3. In the dual cycle we should not use more than say 40% of the funds available (the number can be debated) as continuing projects would have to be funded in the regular cycle. And in between the dual cycle and the regular one we might not have a successful fundraiser.
(KB) Comment : This number can be estimated acc to 1b.

4a. Continuing Projects - Long Term outlook :- We should advocate a better and effective use of Asha-wide funds for projects we have been supporting for 3+ years. By now we trust these partners fully, know the exact needs and have a long-term plan in place. We also have the most dedicated stewards. This is the time we should nominate them for Asha-wide funds (that are lying in huge chunks in the bank anyways). The steward prepares the nomination and the chapter stands behind it as support. It will be a good trend to keep supporting these long time partners through Asha-wide (or Asha SV or other Asha chapters who have money but no projects). As a chapter, we make a financial exit, but continue to provide the best stewards and human support for the project!

4b. Someone should take up the action item to discuss the feasibility of this at Asha-wide level. The Projects coordinators (PS,JA) + the most-experienced stewards (PG,RN,AA) can form a team and take the lead. Have invited over Sridhar Desikan to share his views on this matter on the wiki.


Related comments:
1. Do we have data to create a disbursement/fundraising ratio for the chapter? Can Prabhu set up one? It shows good on the chapter to have a high ratio. An additional funding cycle can raise this ratio. (Note: this info is made available in the Ashawide annual finance reports. See how CNJ fared in 2006 at

2. Maybe the timeline should mention when the proposals are accepted. I suggest it must be 4 months before voting; and a cutoff must be 2-2.5 months before voting to ensure we have sufficient time to get a site-visit done, and discuss in the chapter properly
(KB) Add the proposal to the policy - 1c, 2c etc..

3. Having a steward who's very interested in the project from phase0 (after project is presented in the chapter), I think is an important requirement. Ofcouse we'll manage somehow to find a steward as we have in the past, but getting someone to show good deal of interest is key. Given what we know that stewards can make all the difference, I think its better to let a project go by if no one shows enough interest to be a steward. Also, preferably, steward should live in the same geographic region, where possible.
(KB) Very true. This should be weighted with an absolute yes/no in the project metrics.

4. if our goal is not to maximize #projects supported, we must be careful about #projects we can handle. I think in the long term we need to maintain a good balance between projects in different phases, to ensure we dont overstretch in terms of volunteers or funds. By phases I mean, brand new, recurring, and exit phase (we actively tell them and help them look for other partners) projects.

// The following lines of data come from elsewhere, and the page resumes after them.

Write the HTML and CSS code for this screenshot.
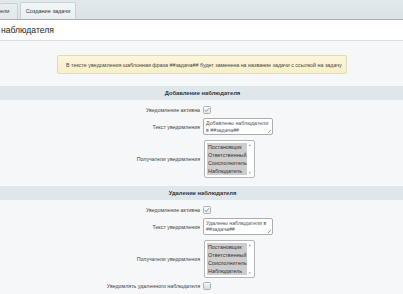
FILE: index.html
```html
<!DOCTYPE html>
<html>
<head>
<meta charset="utf-8">
<link rel="stylesheet" href="styles.css">
</head>
<body>
<div class="tabs">
  <div class="tab tab-active">ели</div>
  <div class="tab tab-second">Создание задачи</div>
</div>
<div class="title">наблюдателя</div>
<div class="content">
  <div class="note-wrap">
    <div class="note">В тексте уведомления шаблонная фраза ##задача## будет заменена на название задачи с ссылкой на задачу</div>
  </div>

  <div class="section-head">Добавление наблюдателя</div>
  <div class="form">
    <div class="label">Уведомление активна</div>
    <div class="ctrl"><span class="cb cb-on"><svg viewBox="0 0 8 8" width="6" height="6"><path d="M1.2 4.2 L3.1 6 L6.8 1.6" fill="none" stroke="#6a7f8f" stroke-width="1.1"/></svg></span></div>
    <div class="label">Текст уведомления</div>
    <div class="ctrl"><div class="ta">Добавлены наблюдатели в ##задача##<span class="grip"></span></div></div>
    <div class="label">Получатели уведомления</div>
    <div class="ctrl">
      <div class="sel">
        <div class="opts">
          <div class="opt">Постановщик</div>
          <div class="opt">Ответственный</div>
          <div class="opt">Соисполнитель</div>
          <div class="opt">Наблюдатель</div>
        </div>
        <div class="sb"><span>▲</span><span>▼</span></div>
      </div>
    </div>
  </div>

  <div class="section-head">Удаление наблюдателя</div>
  <div class="form">
    <div class="label">Уведомление активна</div>
    <div class="ctrl"><span class="cb cb-on"><svg viewBox="0 0 8 8" width="6" height="6"><path d="M1.2 4.2 L3.1 6 L6.8 1.6" fill="none" stroke="#6a7f8f" stroke-width="1.1"/></svg></span></div>
    <div class="label">Текст уведомления</div>
    <div class="ctrl"><div class="ta">Удалены наблюдатели в ##задача##<span class="grip"></span></div></div>
    <div class="label">Получатели уведомления</div>
    <div class="ctrl">
      <div class="sel">
        <div class="opts">
          <div class="opt">Постановщик</div>
          <div class="opt">Ответственный</div>
          <div class="opt">Соисполнитель</div>
          <div class="opt">Наблюдатель</div>
        </div>
        <div class="sb"><span>▲</span><span>▼</span></div>
      </div>
    </div>
    <div class="label">Уведомлять удаленного наблюдателя</div>
    <div class="ctrl"><span class="cb"></span></div>
  </div>
</div>
</body>
</html>
```
FILE: styles.css
```css
html, body {
  margin: 0;
  padding: 0;
  background: #f5f7f8;
  font-family: "Liberation Sans", Arial, sans-serif;
  color: #333;
  overflow: hidden;
}
.tabs {
  height: 19px;
  background: linear-gradient(#e2e9ec, #dbe3e6);
  border-bottom: 1px solid #a9aeb3;
  display: flex;
  align-items: flex-end;
  gap: 2px;
}
.tab {
  height: 16px;
  box-sizing: border-box;
  font-size: 5.6px;
  line-height: 15px;
  color: #333;
  padding: 0 6px;
  white-space: nowrap;
  background: linear-gradient(#f3f6f7, #eaeef0);
  border: 1px solid #c9d0d4;
  border-bottom: none;
  border-radius: 2px 2px 0 0;
}
.tab-active {
  padding: 0 4px 0 0;
  border-left: none;
  width: 18px;
  overflow: hidden;
  background: linear-gradient(#e9eef0, #e2e8ea);
}
.tab-second {
  width: 56px;
  height: 17px;
  padding: 0 4px;
  text-align: center;
  line-height: 16px;
}
.title {
  height: 20px;
  background: #fff;
  border-bottom: 1px solid #d9dee1;
  font-size: 8.6px;
  line-height: 21px;
  color: #222;
  padding-left: 1px;
}
.content {
  background: #f5f7f8;
}
.note-wrap {
  padding: 14px 0 12px 57px;
}
.note {
  width: 290px;
  height: 19px;
  box-sizing: border-box;
  background: linear-gradient(#fbf6dc, #f7efca);
  border: 1px solid #e3dbab;
  border-radius: 2px;
  font-size: 5.35px;
  line-height: 18px;
  padding-left: 8px;
  color: #444;
  white-space: nowrap;
}
.section-head {
  height: 14px;
  background: #e0e7ea;
  text-align: center;
  font-weight: bold;
  font-size: 5.8px;
  line-height: 14px;
  color: #333;
  padding-left: 2px;
}
.form {
  display: grid;
  grid-template-columns: 200px 1fr;
  column-gap: 3px;
  row-gap: 4.4px;
  align-items: center;
  padding: 6px 0 8px;
}
.label {
  text-align: right;
  font-size: 5.3px;
  color: #444;
  white-space: nowrap;
}
.ctrl {
  display: flex;
  align-items: center;
}
.cb {
  width: 8px;
  height: 8px;
  box-sizing: border-box;
  border: 1px solid #aab0b4;
  border-radius: 1.5px;
  background: linear-gradient(#f4f6f7, #d7dcdf);
  display: flex;
  align-items: center;
  justify-content: center;
}
.cb-on {
  background: linear-gradient(#fbfcfc, #e5e9eb);
}
.ta {
  position: relative;
  width: 70px;
  height: 17px;
  box-sizing: border-box;
  background: #fff;
  border: 1px solid #a8aeb2;
  border-radius: 2px;
  font-size: 5.3px;
  line-height: 6.3px;
  padding: 1px 2px;
  color: #555;
}
.grip {
  position: absolute;
  right: 1px;
  bottom: 1px;
  width: 3px;
  height: 3px;
  background: linear-gradient(135deg, transparent 45%, #999 45%, #999 60%, transparent 60%);
}
.sel {
  margin-left: 1px;
  width: 51px;
  height: 38px;
  box-sizing: border-box;
  background: #fff;
  border: 1px solid #b2b7ba;
  border-radius: 2px;
  display: flex;
  padding: 2px 1px 2px 2px;
}
.opts {
  flex: 1;
  display: flex;
  flex-direction: column;
}
.opt {
  height: 8.5px;
  background: #cdcdcd;
  font-size: 5.4px;
  line-height: 8.5px;
  padding-left: 1px;
  color: #333;
  white-space: nowrap;
  overflow: hidden;
}
.sb {
  width: 7px;
  display: flex;
  flex-direction: column;
  justify-content: space-between;
  align-items: center;
  font-size: 3px;
  color: #888;
}
```
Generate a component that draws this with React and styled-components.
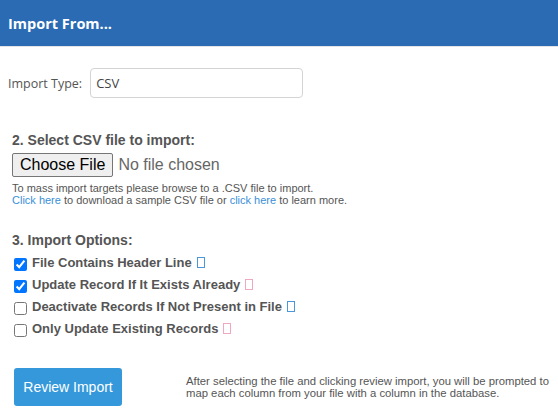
import styled, { createGlobalStyle } from "styled-components";

const GlobalStyle = createGlobalStyle`
  body {
    margin: 0;
    background: #fff;
    font-family: "Liberation Sans", Arial, sans-serif;
  }
`;

const Panel = styled.div`
  width: 558px;
  height: 412px;
  overflow: hidden;
  background: #fff;
`;

const Header = styled.div`
  height: 46px;
  background: #2a6bb3;
  border-bottom: 1px solid #e4e4e4;
  display: flex;
  align-items: center;
  padding-left: 8px;
  color: #fff;
  font-family: "Open Sans", sans-serif;
  font-weight: 700;
  font-size: 14.5px;
`;

const TypeRow = styled.div`
  display: flex;
  align-items: center;
  gap: 8px;
  margin: 21px 0 0 8px;
  font-family: "Open Sans", sans-serif;
  font-size: 12.5px;
  color: #555;
`;

const TypeInput = styled.div`
  width: 206px;
  height: 28px;
  border: 1px solid #d4d4d4;
  border-radius: 4px;
  padding-left: 5px;
  display: flex;
  align-items: center;
  color: #444;
  font-size: 13px;
`;

const Section = styled.div`
  padding-left: 12px;
  margin-top: ${(p) => p.$top}px;
`;

const Heading = styled.div`
  font-weight: 700;
  font-size: 14px;
  color: #555;
  line-height: 16px;
`;

const FileInput = styled.input`
  display: block;
  margin-top: 5px;
  font-family: "Liberation Sans", Arial, sans-serif;
  font-size: 16px;
  color: #666;

  &::file-selector-button {
    font-family: "Liberation Sans", Arial, sans-serif;
    font-size: 16px;
    color: #000;
    height: 24px;
    padding: 0 7px;
    margin-right: 5px;
    border: 1px solid #767676;
    border-radius: 2px;
    background: #efefef;
  }
`;

const Note = styled.div`
  margin-top: 5px;
  font-size: 11px;
  line-height: 12px;
  color: #555;
`;

const Link = styled.a`
  color: #3a8fd9;
  text-decoration: none;
`;

const Options = styled.div`
  display: flex;
  flex-direction: column;
  gap: 5px;
  margin-top: 6px;
`;

const Option = styled.label`
  display: flex;
  align-items: center;
  font-weight: 700;
  font-size: 13px;
  color: #555;
  height: 17px;
`;

const Check = styled.input`
  width: 13px;
  height: 13px;
  margin: 4px 5px 0 2px;
`;

const Tofu = styled.span`
  display: inline-block;
  width: 6px;
  height: 9px;
  margin-left: 5px;
  border: 1px solid ${(p) => (p.$pink ? "#f0a8c0" : "#4a97dc")};
`;

const Footer = styled.div`
  display: flex;
  align-items: center;
  margin: 31px 0 0 14px;
`;

const ReviewButton = styled.button`
  width: 108px;
  height: 38px;
  border: none;
  border-radius: 3px;
  background: #3498db;
  color: #fff;
  font-family: "Liberation Sans", Arial, sans-serif;
  font-size: 14px;
`;

const FooterNote = styled.div`
  margin-left: 64px;
  font-size: 11.3px;
  line-height: 12px;
  color: #555;
`;

const options = [
  { label: "File Contains Header Line", checked: true },
  { label: "Update Record If It Exists Already", checked: true, pink: true },
  { label: "Deactivate Records If Not Present in File", checked: false },
  { label: "Only Update Existing Records", checked: false, pink: true },
];

export default function App() {
  return (
    <Panel>
      <GlobalStyle />
      <Header>Import From...</Header>
      <TypeRow>
        Import Type:
        <TypeInput>CSV</TypeInput>
      </TypeRow>
      <Section $top={34}>
        <Heading>2. Select CSV file to import:</Heading>
        <FileInput type="file" />
        <Note>
          To mass import targets please browse to a .CSV file to import.
          <br />
          <Link href="#">Click here</Link> to download a sample CSV file or{" "}
          <Link href="#">click here</Link> to learn more.
        </Note>
      </Section>
      <Section $top={26}>
        <Heading>3. Import Options:</Heading>
        <Options>
          {options.map((o) => (
            <Option key={o.label}>
              <Check type="checkbox" defaultChecked={o.checked} />
              {o.label}
              <Tofu $pink={o.pink} />
            </Option>
          ))}
        </Options>
      </Section>
      <Footer>
        <ReviewButton>Review Import</ReviewButton>
        <FooterNote>
          After selecting the file and clicking review import, you will be prompted to
          <br />
          map each column from your file with a column in the database.
        </FooterNote>
      </Footer>
    </Panel>
  );
}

5. (Pravin) Since we dont have any (significant) spring fundraiser(s), our revenue by end of December is pretty much the revenue during May/June. Assuming we have dual funding cycle as proposed above, some new projects will apply for Feb cycle and have a <2K limit, while other new projects will apply for June cycle and have no such limit. Why such a discrepancy?
(KB) does 1b. (with 2b.) address this?

6. (Pravin) We have at present 9 currently funded projects, and 2 star projects - Home Sweet Home and Shishur Sevay, 11 projects is a big number, do we have enough funding and volunteer bandwidth available to support more projects? Maybe not, unless some existing project(s) do not submit a proposal (like Prabodhini this year).
(KB) an upper limit will be set automatically, when we won't have any more stewards to take up projects. So there is no fear of overstretching in terms of volunteer bandwidth. The funding overstretch can be prevented if we draft a suitable policy!